## WHAT YOU WILL DO
Locate the string "styles" throughout the material and copy every line in which it occurs.

## GIVEN MATERIAL
▼
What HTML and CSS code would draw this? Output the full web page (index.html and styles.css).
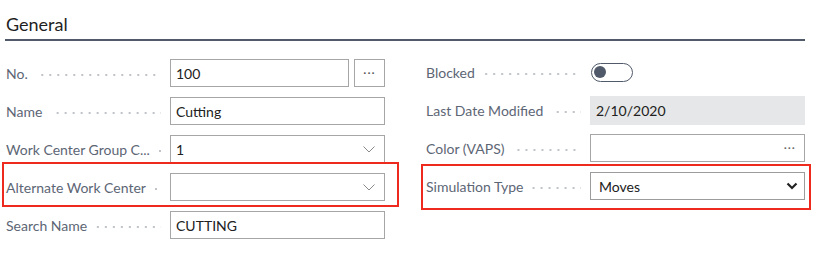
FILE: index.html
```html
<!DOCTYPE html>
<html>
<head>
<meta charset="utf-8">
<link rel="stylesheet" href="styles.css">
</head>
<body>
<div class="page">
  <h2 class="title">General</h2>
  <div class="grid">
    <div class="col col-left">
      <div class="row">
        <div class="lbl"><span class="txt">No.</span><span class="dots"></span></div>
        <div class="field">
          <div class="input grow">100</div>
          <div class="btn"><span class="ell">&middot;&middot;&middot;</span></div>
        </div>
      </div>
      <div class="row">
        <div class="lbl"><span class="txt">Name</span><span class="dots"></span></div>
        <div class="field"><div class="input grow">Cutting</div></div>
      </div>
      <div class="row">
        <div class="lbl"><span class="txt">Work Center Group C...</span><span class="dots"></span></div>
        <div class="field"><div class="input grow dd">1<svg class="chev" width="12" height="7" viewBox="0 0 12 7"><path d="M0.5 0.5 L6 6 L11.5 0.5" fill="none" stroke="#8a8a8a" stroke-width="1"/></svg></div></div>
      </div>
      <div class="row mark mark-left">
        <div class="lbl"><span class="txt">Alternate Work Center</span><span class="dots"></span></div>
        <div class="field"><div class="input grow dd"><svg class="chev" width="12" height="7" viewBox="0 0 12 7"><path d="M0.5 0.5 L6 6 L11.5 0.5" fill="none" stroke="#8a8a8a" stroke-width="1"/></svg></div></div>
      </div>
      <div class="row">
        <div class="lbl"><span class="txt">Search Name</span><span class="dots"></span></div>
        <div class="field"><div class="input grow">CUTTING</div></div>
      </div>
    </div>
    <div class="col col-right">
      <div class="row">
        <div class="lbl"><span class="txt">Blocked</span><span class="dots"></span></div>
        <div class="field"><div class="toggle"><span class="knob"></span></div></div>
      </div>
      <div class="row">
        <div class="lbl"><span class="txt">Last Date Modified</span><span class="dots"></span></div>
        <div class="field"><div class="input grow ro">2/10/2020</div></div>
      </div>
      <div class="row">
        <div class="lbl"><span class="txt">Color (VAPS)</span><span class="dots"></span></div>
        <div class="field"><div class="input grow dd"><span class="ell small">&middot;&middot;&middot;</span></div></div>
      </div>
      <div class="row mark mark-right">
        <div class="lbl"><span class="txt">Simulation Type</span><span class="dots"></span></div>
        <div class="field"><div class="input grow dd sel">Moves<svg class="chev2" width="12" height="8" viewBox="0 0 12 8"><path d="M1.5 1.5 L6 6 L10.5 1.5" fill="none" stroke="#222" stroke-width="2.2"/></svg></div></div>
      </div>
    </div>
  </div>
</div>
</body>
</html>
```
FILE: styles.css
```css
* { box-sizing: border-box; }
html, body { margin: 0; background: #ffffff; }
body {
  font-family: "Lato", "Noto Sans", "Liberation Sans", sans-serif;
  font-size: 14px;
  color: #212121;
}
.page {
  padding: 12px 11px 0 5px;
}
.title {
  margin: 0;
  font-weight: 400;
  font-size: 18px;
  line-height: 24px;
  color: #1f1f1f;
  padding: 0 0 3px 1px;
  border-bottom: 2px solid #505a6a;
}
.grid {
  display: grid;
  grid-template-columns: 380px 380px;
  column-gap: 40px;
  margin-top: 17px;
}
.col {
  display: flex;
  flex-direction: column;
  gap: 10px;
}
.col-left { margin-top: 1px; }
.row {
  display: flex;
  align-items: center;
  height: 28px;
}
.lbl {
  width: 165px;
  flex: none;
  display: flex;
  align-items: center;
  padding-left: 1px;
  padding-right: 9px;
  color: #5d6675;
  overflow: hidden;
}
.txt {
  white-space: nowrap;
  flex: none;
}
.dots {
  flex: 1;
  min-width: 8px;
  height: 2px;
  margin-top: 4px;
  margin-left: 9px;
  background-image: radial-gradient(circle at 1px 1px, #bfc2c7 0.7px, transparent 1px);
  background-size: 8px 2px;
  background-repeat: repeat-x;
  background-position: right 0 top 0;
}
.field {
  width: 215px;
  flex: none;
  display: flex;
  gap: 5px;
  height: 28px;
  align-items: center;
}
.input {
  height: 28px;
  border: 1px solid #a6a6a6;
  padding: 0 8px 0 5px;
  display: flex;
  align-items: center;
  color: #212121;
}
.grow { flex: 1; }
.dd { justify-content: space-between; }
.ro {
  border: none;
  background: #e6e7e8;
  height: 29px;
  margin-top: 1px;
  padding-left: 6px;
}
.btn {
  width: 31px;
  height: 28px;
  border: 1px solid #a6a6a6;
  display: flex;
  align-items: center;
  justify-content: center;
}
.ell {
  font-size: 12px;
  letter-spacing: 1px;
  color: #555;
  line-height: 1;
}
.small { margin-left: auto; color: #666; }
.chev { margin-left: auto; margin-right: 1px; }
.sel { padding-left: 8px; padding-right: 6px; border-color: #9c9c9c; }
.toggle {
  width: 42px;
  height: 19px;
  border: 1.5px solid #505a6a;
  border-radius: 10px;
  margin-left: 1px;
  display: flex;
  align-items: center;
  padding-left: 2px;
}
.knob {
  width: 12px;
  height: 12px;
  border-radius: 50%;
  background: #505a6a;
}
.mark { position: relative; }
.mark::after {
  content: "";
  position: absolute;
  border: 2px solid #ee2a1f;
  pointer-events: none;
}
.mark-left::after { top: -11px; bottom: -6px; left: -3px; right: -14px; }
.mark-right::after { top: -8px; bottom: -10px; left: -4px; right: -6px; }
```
▲
## FINAL RESULT
What HTML and CSS code would draw this? Output the full web page (index.html and styles.css).
<link rel="stylesheet" href="styles.css">
FILE: styles.css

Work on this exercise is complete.